I voted early at the town hall in my small Vermont hamlet last week. Partly because I may be out of town on election day—and partly because I wanted to make sure that just in case Donald Trump got forced from the race, I had the pleasure of voting against him. And it was a pleasure, the same pleasure an antibody must feel when it wipes out some invading virus.
For me, Trump represents much of what’s wrong with American politics. A man who wants to jail his opponents, harass women, and scapegoat immigrants for the nation’s problems would obviously do great damage in the White House—heck, he’s obviously done great damage already. But it’s the “obviously” part that worries me some.
Yes, it was good that the tape emerged of Trump boasting about his sexual aggression; it removed any possible doubt that he was fit for the presidency. But the very crudity—the very obviousness—of his pathetic boasts may lower the bar so much that other forms of political ugliness seem tame by comparison. Trump is defining political deviancy so far down that from now on, if there’s not a tape of you talking about the private parts of strangers, you may get a pass as normal. Which would be a shame. Because while Trump represents “much of what’s wrong about American politics,” he by no means represents all of it.
Take Vermont, which has historically been spared most of the worst currents of American political life. Partly because it’s so small that it gets overlooked. And partly because it’s so small that you can’t get away with much: If we’d had a Trump, we’d have figured it out pretty soon because there’s only 600,000 people here. A couple of loud millionaires have moved here over the years, thinking that they’d be able to buy themselves a Senate seat or a governorship on the cheap, but they’ve been sent packing. (One lost his debate, and the election, when he didn’t know how many teats a cow has.)
Now, though, the pervasive corruption of our American political system is reaching even backwaters like ours. The Republican Governors Association, with the Koch Brothers as by far their biggest funding source, have so far invested more than $1.5 million to make sure that the GOP wins the governor’s office. Why? Who really knows. There’s a pipeline that crosses the state, and there’s been a proposal to reverse its flow to carry tar sands oil from Canada—the Koch brothers are the biggest owners of tar sands acreage. Maybe they didn’t like the GMO labeling law that emerged from Vermont. Maybe the rise of Bernie Sanders and his attack on Citizens United freaked them out. Maybe it’s just too cheap a bauble to resist. As Jane Mayer demonstrated in her remarkable book Dark Money, they’ve amassed a formidable network of billionaires who have weaponized cash in our political system, and they’re using it systematically to advance their interests.
Whatever the reason, it’s disconcerting. Two million dollars buys a lot of airtime in Vermont—you can’t turn on the radio or the television without listening to absurd attacks on the steady Sue Minter, one of only two women running for a governorship anywhere in America. She’s a perfectly normal progressive Democrat, who served admirably in helping lead the state’s cleanup response after Tropical Storm Irene devastated our valleys.
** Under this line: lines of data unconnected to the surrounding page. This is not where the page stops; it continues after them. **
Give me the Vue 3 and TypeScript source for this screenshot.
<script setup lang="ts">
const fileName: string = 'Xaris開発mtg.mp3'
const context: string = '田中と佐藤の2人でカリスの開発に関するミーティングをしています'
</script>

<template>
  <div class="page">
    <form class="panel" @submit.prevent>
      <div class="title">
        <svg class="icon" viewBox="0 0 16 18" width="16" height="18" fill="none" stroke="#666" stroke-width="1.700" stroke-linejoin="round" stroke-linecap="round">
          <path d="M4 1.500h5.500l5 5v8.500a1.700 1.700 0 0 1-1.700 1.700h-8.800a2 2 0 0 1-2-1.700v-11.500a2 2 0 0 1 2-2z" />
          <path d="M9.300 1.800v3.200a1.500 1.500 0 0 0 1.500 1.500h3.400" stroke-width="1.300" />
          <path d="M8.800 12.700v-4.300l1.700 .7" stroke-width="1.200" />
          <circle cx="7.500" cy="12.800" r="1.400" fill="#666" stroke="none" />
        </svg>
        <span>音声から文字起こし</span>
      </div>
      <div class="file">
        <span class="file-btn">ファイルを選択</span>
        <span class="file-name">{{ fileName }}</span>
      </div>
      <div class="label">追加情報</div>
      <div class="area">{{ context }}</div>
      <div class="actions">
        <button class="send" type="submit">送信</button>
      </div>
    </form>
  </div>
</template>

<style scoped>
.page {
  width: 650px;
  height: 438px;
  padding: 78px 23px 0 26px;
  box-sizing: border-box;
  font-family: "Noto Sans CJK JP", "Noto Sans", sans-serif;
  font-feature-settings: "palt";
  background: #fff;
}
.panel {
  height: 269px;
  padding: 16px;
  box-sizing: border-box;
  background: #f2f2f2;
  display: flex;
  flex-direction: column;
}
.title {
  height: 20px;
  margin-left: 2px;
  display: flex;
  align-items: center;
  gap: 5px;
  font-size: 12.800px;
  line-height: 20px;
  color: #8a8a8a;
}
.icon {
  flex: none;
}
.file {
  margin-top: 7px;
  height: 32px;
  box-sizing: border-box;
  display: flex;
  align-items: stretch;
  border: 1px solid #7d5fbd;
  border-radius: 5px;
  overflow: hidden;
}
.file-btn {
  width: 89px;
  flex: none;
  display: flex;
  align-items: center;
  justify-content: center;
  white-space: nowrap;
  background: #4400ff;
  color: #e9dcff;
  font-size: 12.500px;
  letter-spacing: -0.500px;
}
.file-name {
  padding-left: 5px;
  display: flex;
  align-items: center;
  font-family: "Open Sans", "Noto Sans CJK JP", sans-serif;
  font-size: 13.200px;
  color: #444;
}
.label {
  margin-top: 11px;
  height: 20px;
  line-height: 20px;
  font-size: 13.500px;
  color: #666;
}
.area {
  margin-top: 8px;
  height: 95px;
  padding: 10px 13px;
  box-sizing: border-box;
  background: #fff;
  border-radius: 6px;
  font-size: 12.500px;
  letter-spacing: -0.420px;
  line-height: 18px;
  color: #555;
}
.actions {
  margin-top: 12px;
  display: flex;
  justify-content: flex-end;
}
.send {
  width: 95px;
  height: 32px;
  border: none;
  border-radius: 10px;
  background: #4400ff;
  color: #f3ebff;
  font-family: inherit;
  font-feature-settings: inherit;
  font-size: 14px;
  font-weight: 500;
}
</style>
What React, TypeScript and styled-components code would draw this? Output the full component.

But now she’s dragged through the same mud that’s become common in so many other places.
Compared to Trump’s disgusting bluster, it seems almost tame. But it isn’t tame. Trump is such an idiot that he’s easy to spot; it looks as if there will be enough antibodies to protect the body politic from his poison. But forces like the Koch brothers are more insidious. They’re what daily, undramatically diminishes our democracy. They’re what turn people off to politics, convert them to cynicism (which I suspect is the Kochs’ real goal). I spent last week crisscrossing Ohio and Pennsylvania registering young voters, and I met many who no longer believed in our political life enough to even bother voting. That’s a triumph for people like the Kochs, whose preferred politicians invariably try to limit voting rights. It’s a tragedy for a nation, one that needs everyone involved if we’re going to heal from the trauma Trump’s inflicted on our civic sense.
The only way to beat that cynicism, in the short term anyway, is to vote, in Vermont and every state. Right now in my home state the two most important men are not Ben and Jerry—they’re Charles and David Koch. What a pleasure to fill in that bubble on my ballot with my ballpoint pen and try to take them down a notch.